The people of Thamud denied the truth by their unrestrained actions, when the most unfortunate of them broke forth with mischief. (91:11-12)

God calls our attention to the people of Thamud, a great nation, and a great civilization. They followed the worst amongst them, those who were most arrogant. God says in the Qur`an that when the time has come for a town, village or culture to be destroyed, the most arrogant and villainous amongst them will become their leaders.
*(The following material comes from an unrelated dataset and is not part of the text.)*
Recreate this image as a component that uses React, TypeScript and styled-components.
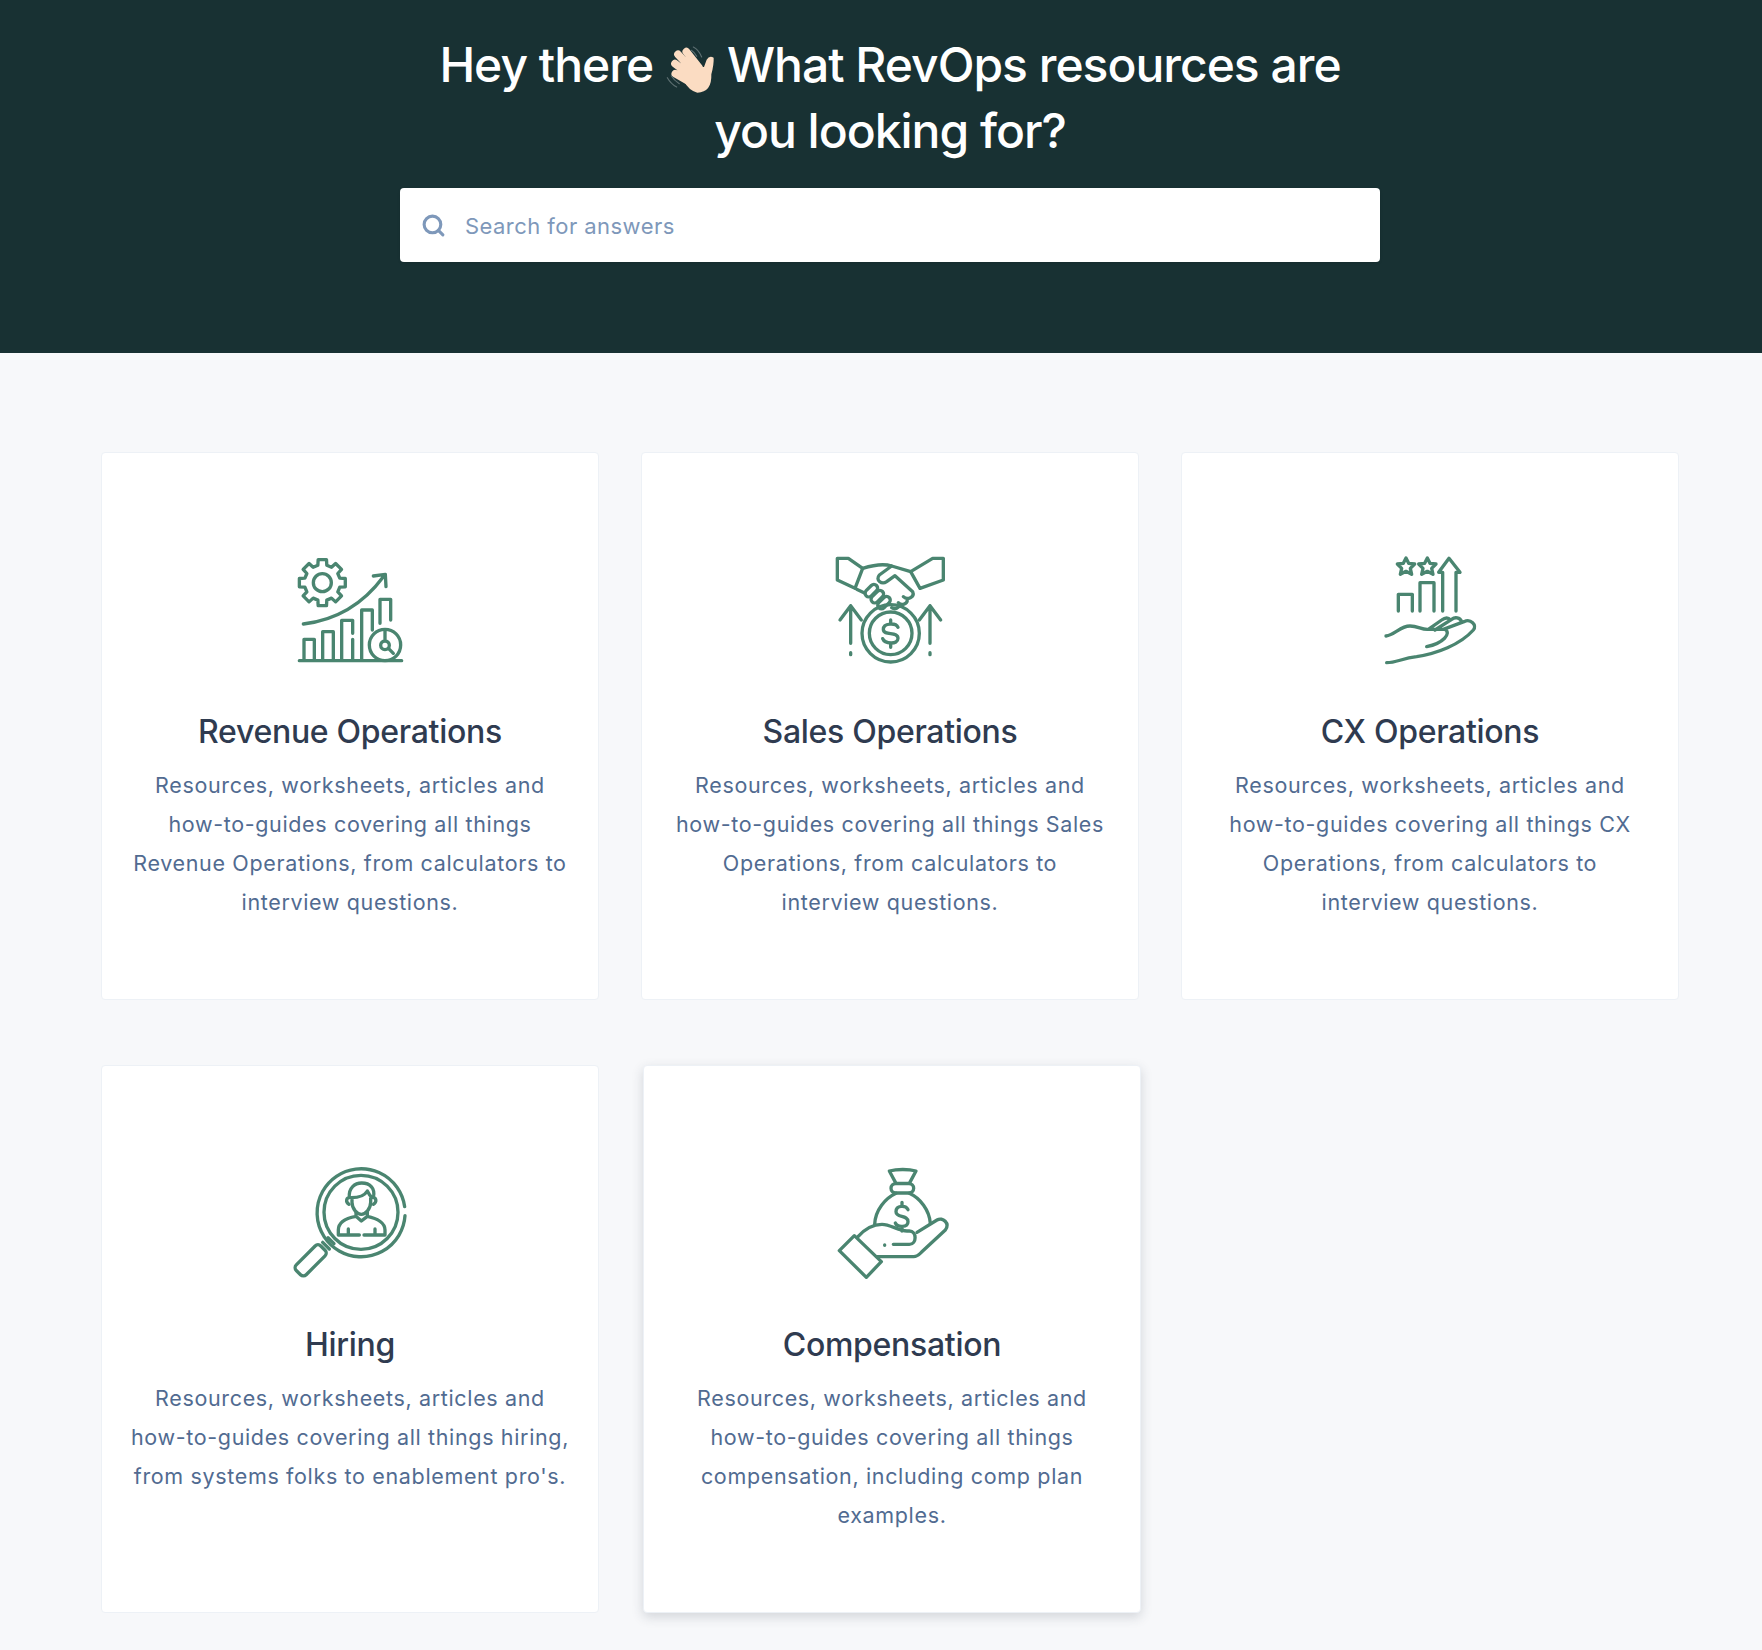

The truth will then prevail against them and they will be destroyed.

So the Messenger of God said to them: This is God’s she-camel, so give her drink. (91:13)

God says: No people, no civilization, no culture will be destroyed without first being warned as to the purpose of their existence so that they may live honorably, nobly and fully, manufacturing in this life the key to the Garden. If they struggle outwardly to do their best, inwardly they will be totally content. Outwardly, they will never be content because there is always something to be done. One of the main names of God is Rabb. Rabb is He who raises or brings up fully. The people of Thamud were interested in earth-shattering, miraculous events, so they asked the prophet Salih, who said: “I will ask God to aid me with a miracle, but then you must abide by the rules.” They consented, so a she-camel appeared from the rocks. The prophet Salih told them: “There are certain rules regarding this she-camel. One day she is to drink water and the next day you may drink. And you must not molest her, otherwise, you will be destroyed.” The people were shocked by this event.

Many of the prophets coupled their natural, simple messages to humankind with a miracle in order to attract the attention of those people who were not yet as sophisticated intellectually as we are today. They needed a jolt. In the case of the Seal of the Prophets, the Prophet Muhammad (peace be upon him), humankind had reached a point in development where there was no need for that outer jolt. The pronouncement of truth itself was the greatest of all miracles.